José é um desses nomes carentes. Mais do qualquer João ou Joaquim, José sempre fica choramingando pedindo um Carlos ou um Tiago para lhe completar. Por conta disso, houve uma batalha criada com lista de trezentas combinações de José com qualquer coisa. José Felipe, José Henrique, José Afonso, José Astrogildo. Mãe e madrinha votaram. Com placar apertadíssimo de 2 x 0, José Bruno ganhou.

Por descuido da madrinha e pressa da Dona Elza virei um adjetivo.
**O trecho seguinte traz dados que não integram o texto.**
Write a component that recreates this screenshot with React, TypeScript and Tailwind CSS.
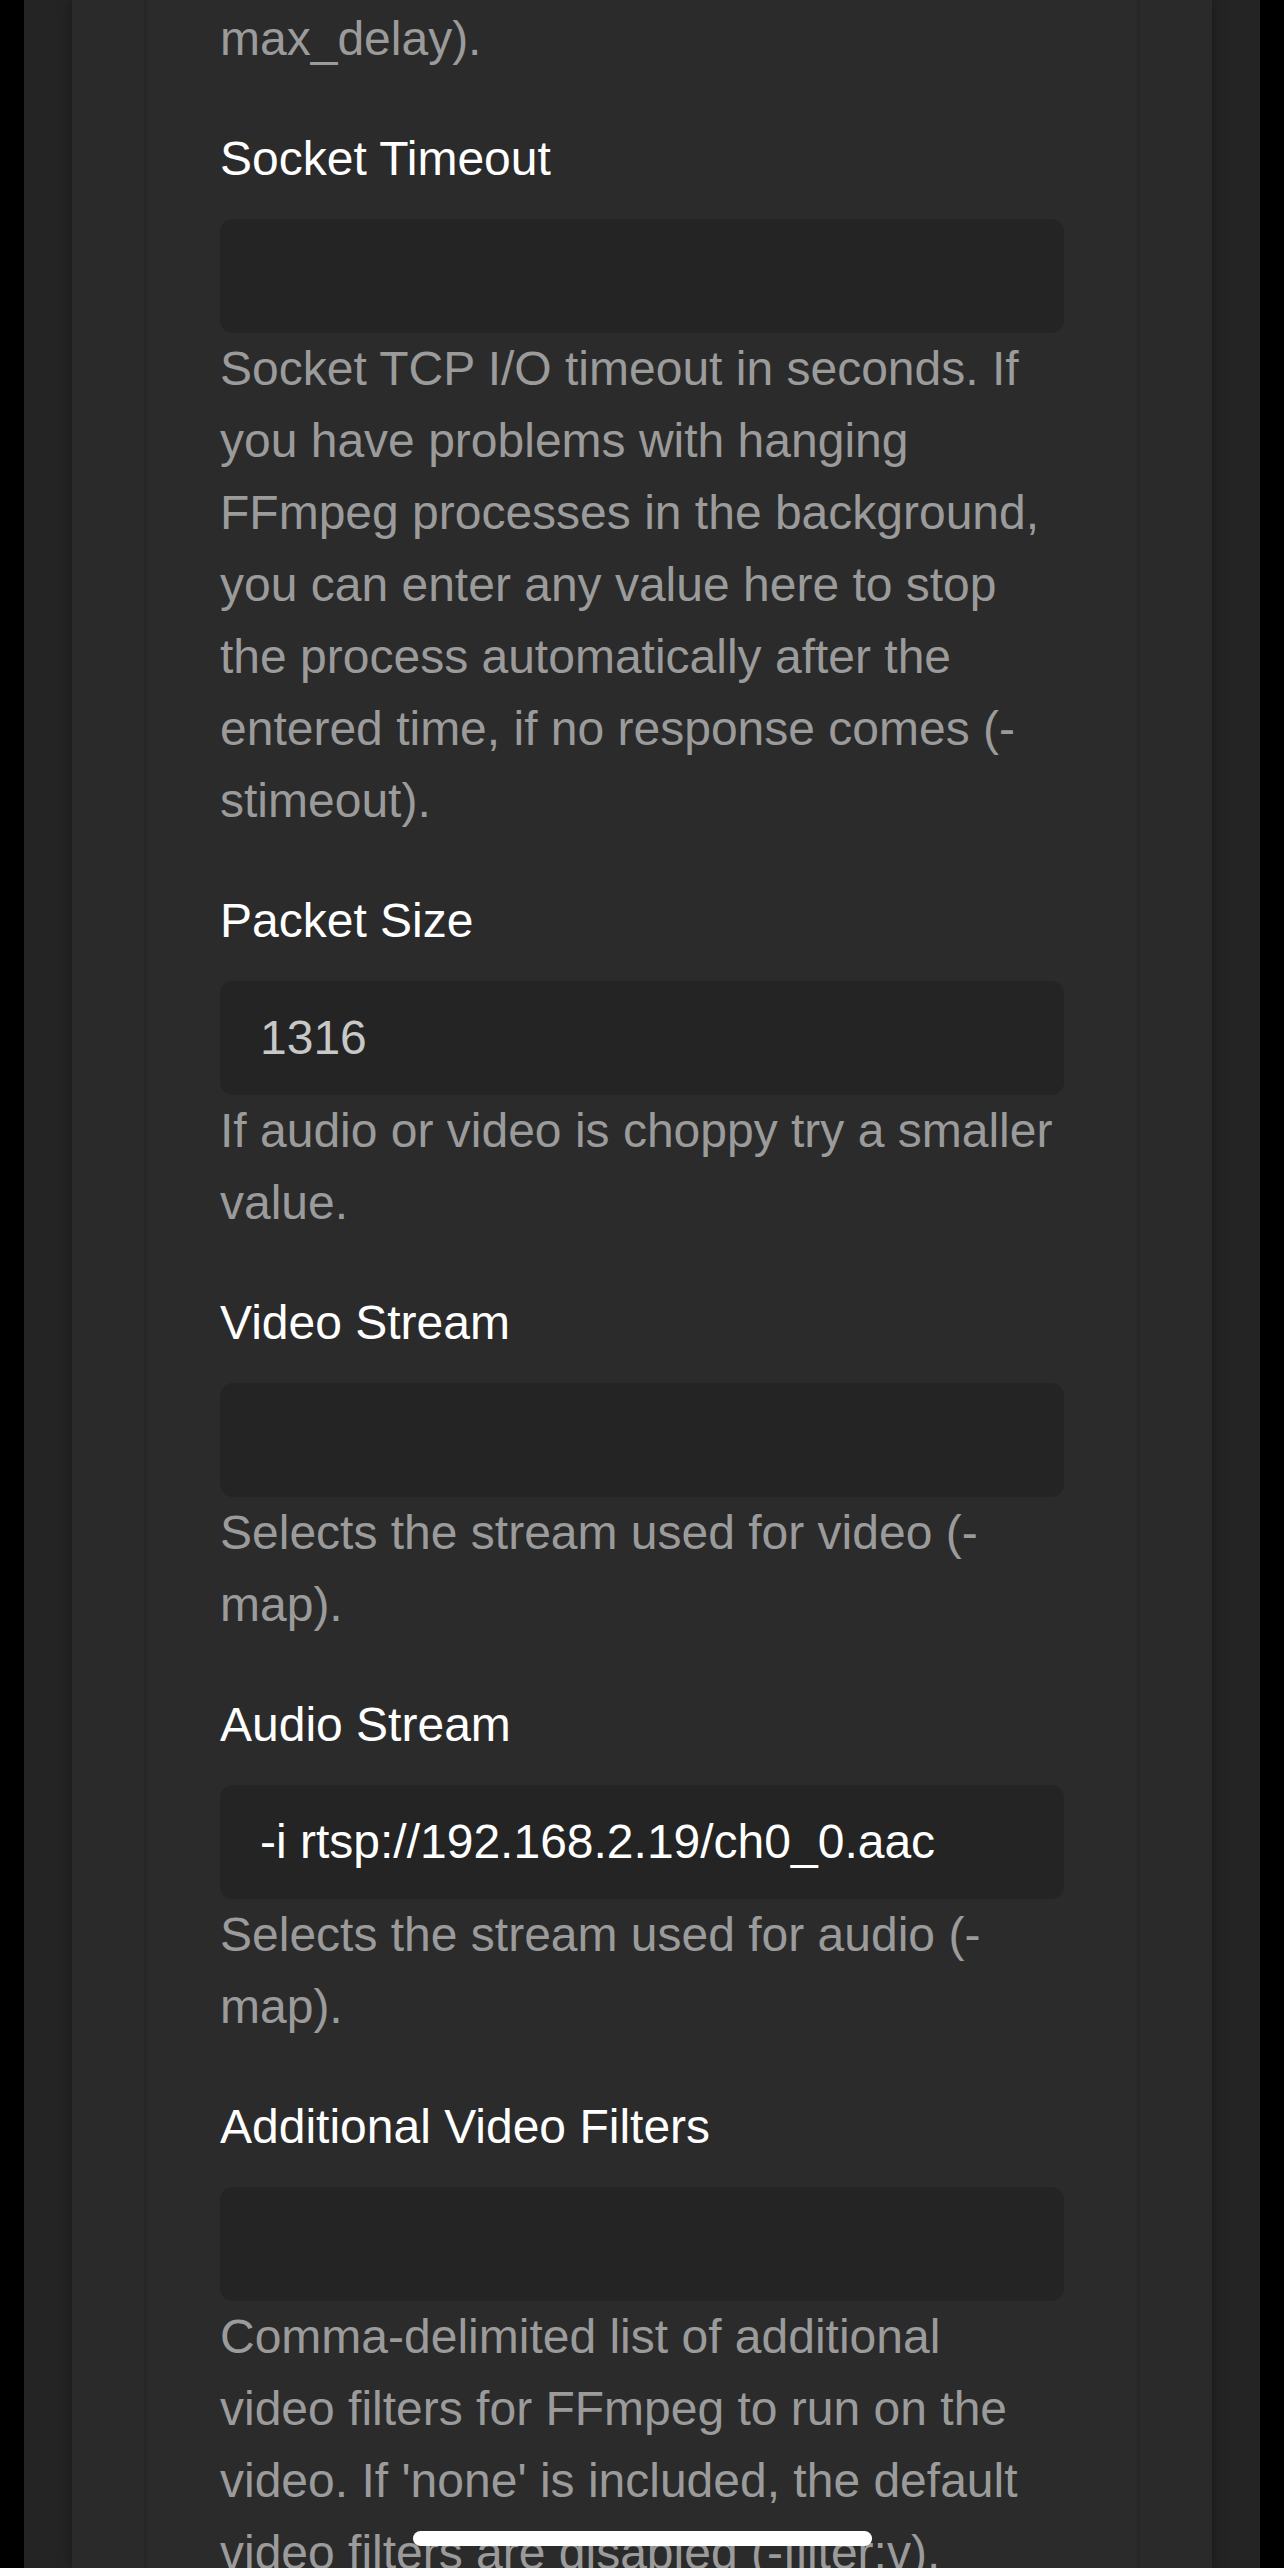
import React from 'react';

interface FieldProps {
  label: string;
  value?: string;
  valueClass?: string;
  lines: string[];
}

const Field: React.FC<FieldProps> = ({ label, value, valueClass, lines }) => (
  <div className="mt-[48px]">
    <label className="block text-white">{label}</label>
    <div className="mt-[24px] h-[114px] rounded-[13px] bg-[#242424] px-[40px] flex items-center">
      {value && <span className={valueClass}>{value}</span>}
    </div>
    <p className="text-[#9b9b9b]">
      {lines.map((l, i) => (
        <span key={i} className="block whitespace-nowrap">{l}</span>
      ))}
    </p>
  </div>
);

export default function App() {
  return (
    <div
      className="relative h-[2568px] w-[1284px] overflow-hidden bg-black px-[24px] text-[48px] leading-[72px]"
      style={{ fontFamily: '"Liberation Sans", Arial, Helvetica, sans-serif' }}
    >
      <div className="h-full bg-[#242424] px-[48px]">
        <div className="h-full bg-[#2a2a2a] px-[72px] shadow-[0_0_14px_rgba(0,0,0,0.35)]">
          <div className="h-full border-x-[3px] border-[#262626] bg-[#2b2b2b] px-[73px] pt-[3px]">
            <p className="text-[#9b9b9b]">max_delay).</p>

            <Field
              label="Socket Timeout"
              lines={[
                'Socket TCP I/O timeout in seconds. If',
                'you have problems with hanging',
                'FFmpeg processes in the background,',
                'you can enter any value here to stop',
                'the process automatically after the',
                'entered time, if no response comes (-',
                'stimeout).',
              ]}
            />
            <Field
              label="Packet Size"
              value="1316"
              valueClass="text-[#c8c8c8]"
              lines={['If audio or video is choppy try a smaller', 'value.']}
            />
            <Field
              label="Video Stream"
              lines={['Selects the stream used for video (-', 'map).']}
            />
            <Field
              label="Audio Stream"
              value="-i rtsp://192.168.2.19/ch0_0.aac"
              valueClass="text-white"
              lines={['Selects the stream used for audio (-', 'map).']}
            />
            <Field
              label="Additional Video Filters"
              lines={[
                'Comma-delimited list of additional',
                'video filters for FFmpeg to run on the',
                "video. If 'none' is included, the default",
                'video filters are disabled (-filter:v).',
              ]}
            />
          </div>
        </div>
      </div>

      {/* home indicator */}
      <div className="absolute left-[413px] top-[2531px] h-[15px] w-[459px] rounded-full bg-white" />
    </div>
  );
}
Sim, senhores! Bruno é um adjetivo. Vejamos: “bru.no: adj (frâncico brûn, via provençal bruno) 1 Escuro, sombrio. 2 Pardo. 3 Infeliz”. Você pode aplicar Bruno em frases como “Ela está meio Bruno hoje” ou “o dia está Bruno em Fortaleza”. Aí eu lhes pergunto: que tipo de mãe colocaria o nome do seu filho de Bruno? Resposta: a minha. A minha e de todos os Brunos que conheço.
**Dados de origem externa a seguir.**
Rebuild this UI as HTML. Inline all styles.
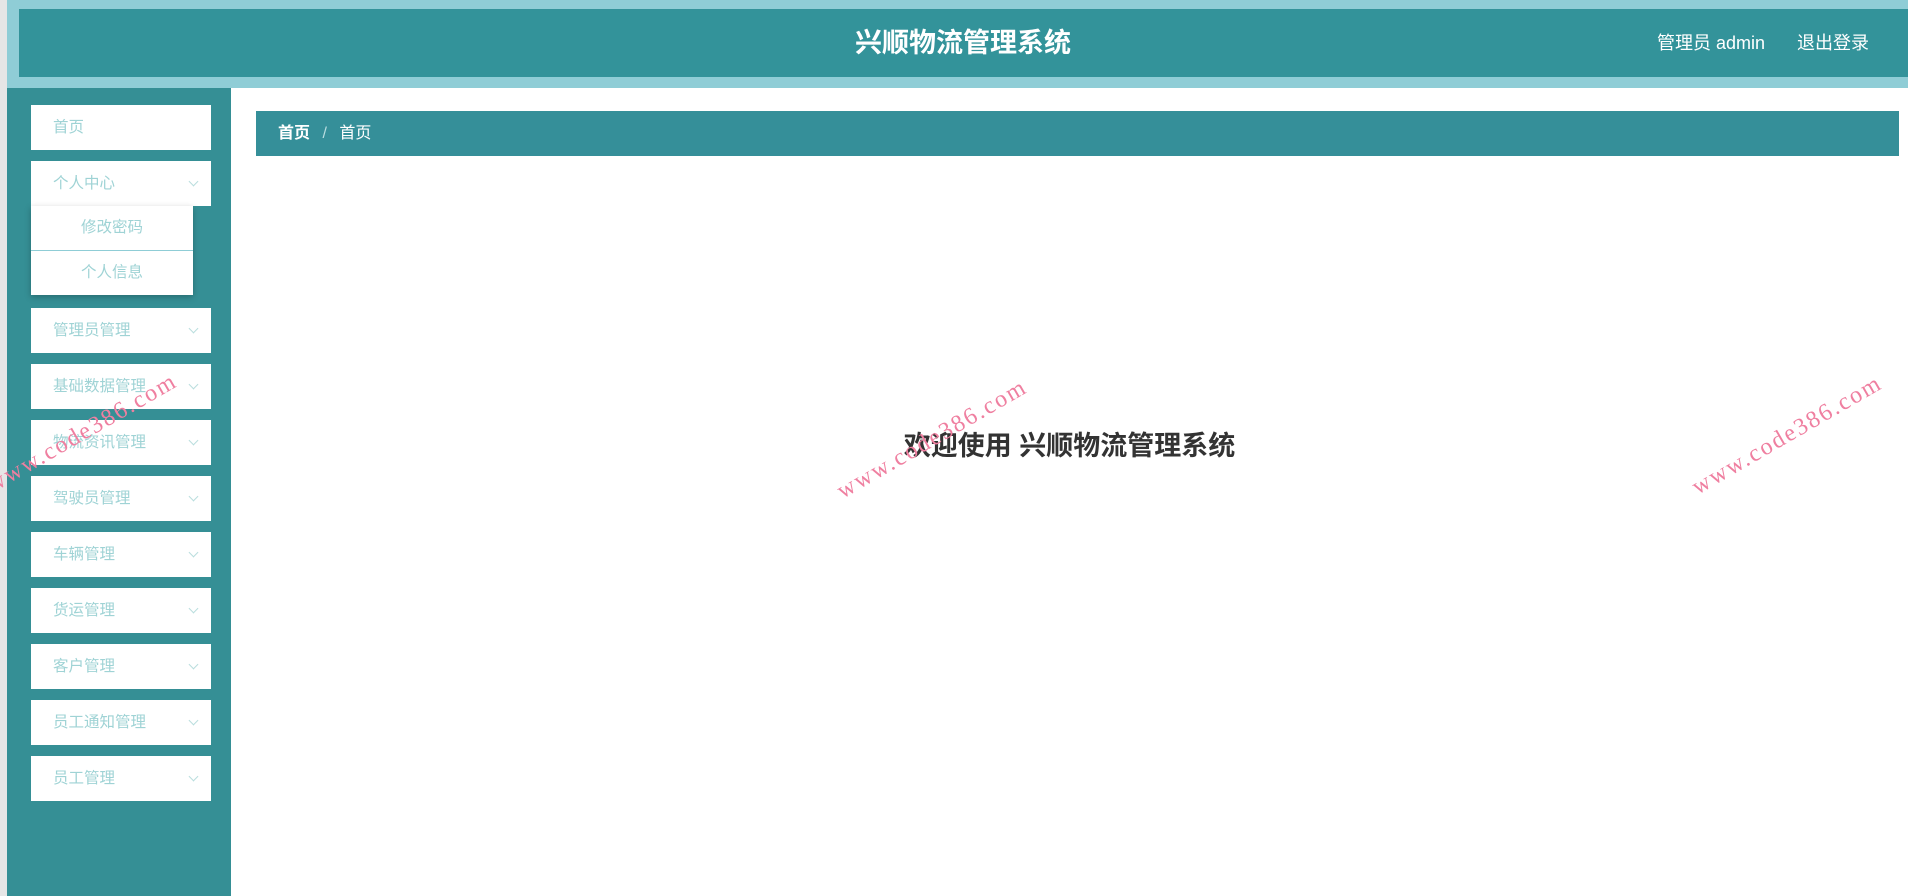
<!DOCTYPE html>
<html><head><meta charset="utf-8"><style>
*{margin:0;padding:0;box-sizing:border-box}
body{width:1908px;height:896px;overflow:hidden;background:#fff;position:relative;font-family:"Liberation Sans","Noto Sans CJK SC",sans-serif}
.lstrip{position:absolute;left:0;top:0;width:7px;height:896px;background:#e6e6e6}
.hbg{position:absolute;left:7px;top:0;right:0;height:88px;background:#8fcdd6}
.hdr{position:absolute;left:19px;top:9px;right:0;height:68px;background:#33939a}
.title{position:absolute;left:0;right:0;top:9px;height:68px;line-height:68px;text-align:center;color:#fff;font-size:27px;font-weight:bold;padding-left:18px}
.user{position:absolute;top:9px;height:68px;line-height:68px;color:#fff;font-size:18px}
.side{position:absolute;left:7px;top:88px;width:224px;height:808px;background:#358f95}
.item{position:absolute;left:31px;width:180px;height:45px;background:#fff;color:#9fd3d5;font-size:15.5px;line-height:45px;padding-left:22px}
.item .ar{position:absolute;right:14px;top:17px;width:7px;height:7px;border-right:1px solid #b9dede;border-bottom:1px solid #b9dede;transform:rotate(45deg)}
.sub{position:absolute;left:31px;top:206px;width:162px;height:89px;background:#fff;box-shadow:0 2px 6px rgba(0,0,0,.25)}
.sub div{height:44px;line-height:44px;text-align:center;color:#9fd3d5;font-size:15.5px}
.sub div:first-child{border-bottom:1px solid #8fcdd6;height:45px}
.bc{position:absolute;left:256px;top:111px;width:1643px;height:45px;background:#358f99;color:#fff;font-size:16px;line-height:45px;padding-left:22px}
.welcome{position:absolute;left:0;width:100%;padding-left:231px;top:424px;text-align:center;font-size:27px;font-weight:bold;color:#333}
.wm{position:absolute;font-family:"Liberation Serif",serif;font-size:24px;letter-spacing:2px;color:#ef7fa0;transform-origin:0 100%;transform:rotate(-30deg);white-space:nowrap}
</style></head><body>
<div class="lstrip"></div>
<div class="hbg"></div>
<div class="hdr"></div>
<div class="title">兴顺物流管理系统</div>
<div class="user" style="left:1657px">管理员 admin</div>
<div class="user" style="left:1797px">退出登录</div>
<div class="side"></div>
<div class="item" style="top:105px">首页</div>
<div class="item" style="top:161px">个人中心<span class="ar"></span></div>
<div class="sub"><div>修改密码</div><div>个人信息</div></div>
<div class="item" style="top:308px">管理员管理<span class="ar"></span></div>
<div class="item" style="top:364px">基础数据管理<span class="ar"></span></div>
<div class="item" style="top:420px">物流资讯管理<span class="ar"></span></div>
<div class="item" style="top:476px">驾驶员管理<span class="ar"></span></div>
<div class="item" style="top:532px">车辆管理<span class="ar"></span></div>
<div class="item" style="top:588px">货运管理<span class="ar"></span></div>
<div class="item" style="top:644px">客户管理<span class="ar"></span></div>
<div class="item" style="top:700px">员工通知管理<span class="ar"></span></div>
<div class="item" style="top:756px">员工管理<span class="ar"></span></div>
<div class="bc"><b>首页</b> <span style="color:#b8dde0;margin:0 8px">/</span> 首页</div>
<div class="welcome">欢迎使用 兴顺物流管理系统</div>
<div class="wm" style="left:-4px;top:472px">www.code386.com</div>
<div class="wm" style="left:846px;top:478px">www.code386.com</div>
<div class="wm" style="left:1701px;top:474px">www.code386.com</div>
</body></html>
Passei anos rejeitando meu próprio nome. Eu, ser tão empenhado em ser do contra, com o nome mais popular do país gritando no meu RG. Até que mudei um pouco a perspectiva. De alguma forma a vinda do primeiro José foi abortada para que eu tivesse a oportunidade de estar aqui. Alguém lá em cima deve ter chegado à conclusão de que eu precisava mais. E eu não consigo ver honra maior. Foi então que decidi me empenhar na tentativa de ser o melhor José do mundo dentre todos os 5 milhões de Josés do mundo. Meu irmão Zé que jamais nasceu precisa ser honrado. Sobre o Bruno, quem se importa com a porra de um adjetivo?